Since we can't draw a single straight line to cleanly separate the '0' answers from the '1' answers, F(x,y) = x XOR y is not a threshold function. It's a tricky one that needs something more than just a simple line!

Answer

Answer： F(x,y) = x XOR y is not a threshold function.

Explain This is a question about whether a Boolean function can be represented as a threshold function. A threshold function means that you can assign a "weight" to each input and a "threshold" value, such that the function outputs 1 if the sum of the weighted inputs meets or exceeds the threshold, and 0 otherwise. . The solving step is: First, let's understand what F(x,y) = x XOR y means:

If x=0, y=0, then F(0,0) = 0.
If x=0, y=1, then F(0,1) = 1.
If x=1, y=0, then F(1,0) = 1.
If x=1, y=1, then F(1,1) = 0.

Now, let's pretend it is a threshold function. This means we should be able to find two "weights," let's call them w_x for input x and w_y for input y, and a "threshold" number, T. The rule would be:

If (w_x * x + w_y * y) is greater than or equal to T, the output is 1.
If (w_x * x + w_y * y) is less than T, the output is 0.

Let's test this with our XOR function:

When x=0, y=0: The sum is (w_x * 0 + w_y * 0) = 0. Since F(0,0) = 0, this sum must be less than T. So, 0 < T. (This tells us T must be a positive number!)
When x=1, y=1: The sum is (w_x * 1 + w_y * 1) = w_x + w_y. Since F(1,1) = 0, this sum must also be less than T. So, w_x + w_y < T.
When x=0, y=1: The sum is (w_x * 0 + w_y * 1) = w_y. Since F(0,1) = 1, this sum must be greater than or equal to T. So, w_y ≥ T.
When x=1, y=0: The sum is (w_x * 1 + w_y * 0) = w_x. Since F(1,0) = 1, this sum must also be greater than or equal to T. So, w_x ≥ T.

Now, let's put our findings together!

From step 3, we know w_y is at least T.
From step 4, we know w_x is at least T.

If w_x is at least T and w_y is at least T, then when you add them up, w_x + w_y must be at least T + T, which is 2T. So, we found that w_x + w_y ≥ 2T.

But wait! From step 2, we found that w_x + w_y < T.

Now we have a problem!

One rule says w_x + w_y is bigger than or equal to 2T.
Another rule says w_x + w_y is smaller than T.

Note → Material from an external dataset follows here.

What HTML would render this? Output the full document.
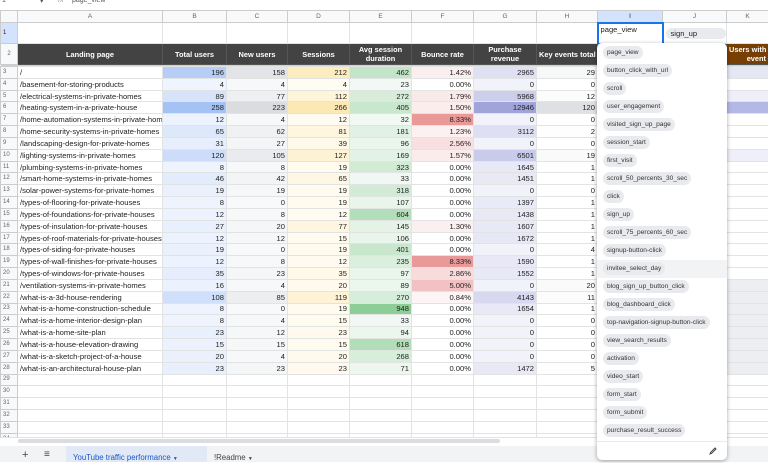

Since we know T must be a positive number (from step 1, 0 < T), then 2T is definitely bigger than T. So, w_x + w_y cannot be both greater than or equal to 2T AND less than T at the same time. It's like saying a number is both bigger than 10 and smaller than 5 – it's impossible!

Because we found a contradiction (a conflict in our rules), it means our initial assumption was wrong. We cannot find any w_x, w_y, and T that work for the XOR function. Therefore, F(x,y) = x XOR y is not a threshold function.